During the early Middle Ages, virtually all scholars maintained the spherical viewpoint first expressed by the Ancient Greeks. From at least the 14th century, belief in a flat Earth among the educated was almost nonexistent, despite fanciful depictions in art, such as the exterior of Hieronymus Bosch’s famous triptych The Garden of Earthly Delights, in which a disc-shaped Earth is shown floating inside a transparent sphere.
According to Stephen Jay Gould, “there never was a period of ‘flat earth darkness’ among scholars (regardless of how the public at large may have conceptualized our planet both then and now). Greek knowledge of sphericity never faded, and all major medieval scholars accepted the Earth’s roundness as an established fact of cosmology.” Historians of science David Lindberg and Ronald Numbers point out that “there was scarcely a Christian scholar of the Middle Ages who did not acknowledge [Earth’s] sphericity and even know its approximate circumference”.
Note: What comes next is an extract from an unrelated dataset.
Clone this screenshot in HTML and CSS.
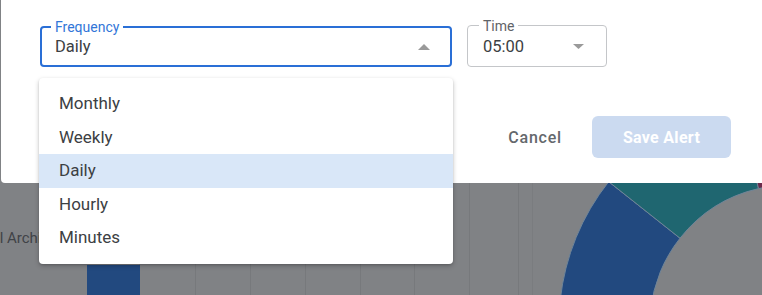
FILE: index.html
```html
<!DOCTYPE html>
<html lang="en">
<head>
<meta charset="utf-8">
<title>Save Alert</title>
<link rel="stylesheet" href="styles.css">
</head>
<body>
<div class="screen">
  <div class="chart">
    <div class="axis-col"><span class="axis-label">Digital Archive</span></div>
    <div class="col w53"><div class="bar"></div></div>
    <div class="col w56"></div>
    <div class="col w55"></div>
    <div class="col w55"></div>
    <div class="col w55"></div>
    <div class="col w54"></div>
    <div class="col w55"></div>
    <div class="col w49"></div>
    <div class="col w14"></div>
    <div class="donut-panel">
      <svg class="donut" width="229" height="295" viewBox="533 0 229 295">
        <path class="seg-blue" d="M608.7 181.7 A231 231 0 0 0 790 556 L790 465 A140 140 0 0 1 680 238.2 Z"/>
        <path class="seg-teal" d="M608.7 181.7 A231 231 0 0 1 738 100 L758.5 188.6 A140 140 0 0 0 680 238.2 Z"/>
        <path class="seg-maroon" d="M738 100 A231 231 0 0 1 905.5 125 L860 203.8 A140 140 0 0 0 758.5 188.6 Z"/>
      </svg>
    </div>
  </div>

  <div class="dialog">
    <div class="fields">
      <div class="field field-focused">
        <span class="field-label label-focused">Frequency</span>
        <span class="field-value">Daily</span>
        <svg class="arrow" width="12" height="6" viewBox="0 0 12 6"><polygon points="0,6 6,0 12,6"/></svg>
      </div>
      <div class="field field-time">
        <span class="field-label label-time">Time</span>
        <span class="field-value">05:00</span>
        <svg class="arrow" width="11" height="5" viewBox="0 0 11 5"><polygon points="0,0 11,0 5.5,5"/></svg>
      </div>
    </div>
    <div class="actions">
      <button class="btn-text">Cancel</button>
      <button class="btn-primary" disabled>Save Alert</button>
    </div>
  </div>

  <ul class="menu">
    <li class="menu-item">Monthly</li>
    <li class="menu-item">Weekly</li>
    <li class="menu-item is-selected">Daily</li>
    <li class="menu-item">Hourly</li>
    <li class="menu-item">Minutes</li>
  </ul>
</div>
</body>
</html>
```

FILE: styles.css
```css
html, body {
  margin: 0;
  padding: 0;
  overflow: hidden;
}

body {
  background: #808285;
  font-family: Roboto, "Noto Sans", sans-serif;
}

.screen {
  position: relative;
  width: 762px;
  height: 295px;
  overflow: hidden;
}

.chart {
  display: flex;
  height: 295px;
  background: #808285;
}

.axis-col {
  width: 87px;
  flex: none;
  display: flex;
  align-items: flex-start;
  padding-top: 230px;
  box-sizing: border-box;
  overflow: visible;
}

.axis-label {
  margin-left: -39px;
  white-space: nowrap;
  font-size: 15px;
  line-height: 17px;
  color: #404347;
}

.col {
  flex: none;
  box-sizing: border-box;
  border-right: 1px solid #77797c;
  display: flex;
  flex-direction: column;
  justify-content: flex-end;
}

.w53 { width: 53px; }
.w56 { width: 56px; }
.w55 { width: 55px; }
.w54 { width: 54px; }
.w49 { width: 49px; }
.w14 { width: 14px; border-right-color: #7a7c7f; }

.bar {
  height: 30px;
  background: #22497f;
  margin-right: -1px;
}

.donut-panel {
  flex: 1;
  overflow: hidden;
}

.donut {
  display: block;
}

.seg-blue { fill: #22497f; stroke: #6f8599; stroke-width: 1; }
.seg-teal { fill: #1f6670; stroke: #6f8599; stroke-width: 1; }
.seg-maroon { fill: #6b2a4a; stroke: #6f8599; stroke-width: 1; }

/* dialog */
.dialog {
  position: absolute;
  top: 0;
  left: 1px;
  width: 769px;
  height: 183px;
  box-sizing: border-box;
  padding: 25px 39px 25px;
  background: #ffffff;
  border-radius: 0 0 4px 4px;
  display: flex;
  flex-direction: column;
}

.fields {
  display: flex;
  align-items: flex-end;
  gap: 15px;
  height: 42px;
}

.field {
  position: relative;
  box-sizing: border-box;
  display: flex;
  align-items: center;
  justify-content: space-between;
  border-radius: 4px;
}

.field-focused {
  width: 412px;
  height: 41px;
  border: 2px solid #2a6fd6;
  padding: 0 20px 0 13px;
}

.field-time {
  width: 140px;
  height: 42px;
  border: 1px solid #c4c6c9;
  padding: 0 22px 0 15px;
}

.field-label {
  position: absolute;
  padding: 0 4px;
  background: #ffffff;
  font-size: 14px;
  line-height: 16px;
  white-space: nowrap;
}

.label-focused {
  top: -9px;
  left: 9px;
  color: #3276d8;
}

.label-time {
  top: -8px;
  left: 11px;
  color: #5f6368;
}

.field-value {
  font-size: 16.5px;
  line-height: 19px;
  color: #3c4043;
}

.arrow {
  display: block;
  fill: #9a9a9a;
}

.actions {
  margin-top: 49px;
  display: flex;
  justify-content: flex-end;
  align-items: center;
}

.btn-text {
  font-family: Roboto, "Noto Sans", sans-serif;
  font-weight: 500;
  font-size: 16px;
  letter-spacing: 0.8px;
  color: #64686c;
  background: transparent;
  border: none;
  padding: 0 14px;
  margin-right: 16px;
  height: 42px;
}

.btn-primary {
  font-family: Roboto, "Noto Sans", sans-serif;
  font-weight: 700;
  font-size: 16px;
  letter-spacing: 0.3px;
  color: #ffffff;
  background: #cbdaf0;
  border: none;
  border-radius: 6px;
  width: 139px;
  height: 42px;
  padding: 0;
}

/* dropdown menu */
.menu {
  position: absolute;
  top: 78px;
  left: 39px;
  width: 414px;
  margin: 0;
  padding: 9px 0;
  list-style: none;
  background: #ffffff;
  border-radius: 4px;
  box-shadow: 0 2px 5px rgba(0, 0, 0, 0.22), 0 1px 2px rgba(0, 0, 0, 0.12);
}

.menu-item {
  height: 33.5px;
  line-height: 33.5px;
  padding-left: 20px;
  font-size: 17px;
  color: #3c4043;
}

.menu-item.is-selected {
  background: #d9e7f8;
}
```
Historian Jeffrey Burton Russell says the flat-earth error flourished most between 1870 and 1920, and had to do with the ideological setting created by struggles over evolution. Russell claims “with extraordinary [sic] few exceptions no educated person in the history of Western Civilization from the third century B.C. onward believed that the earth was flat”, and credits histories by John William Draper, Andrew Dickson White, and Washington Irving for popularizing the flat-earth myth.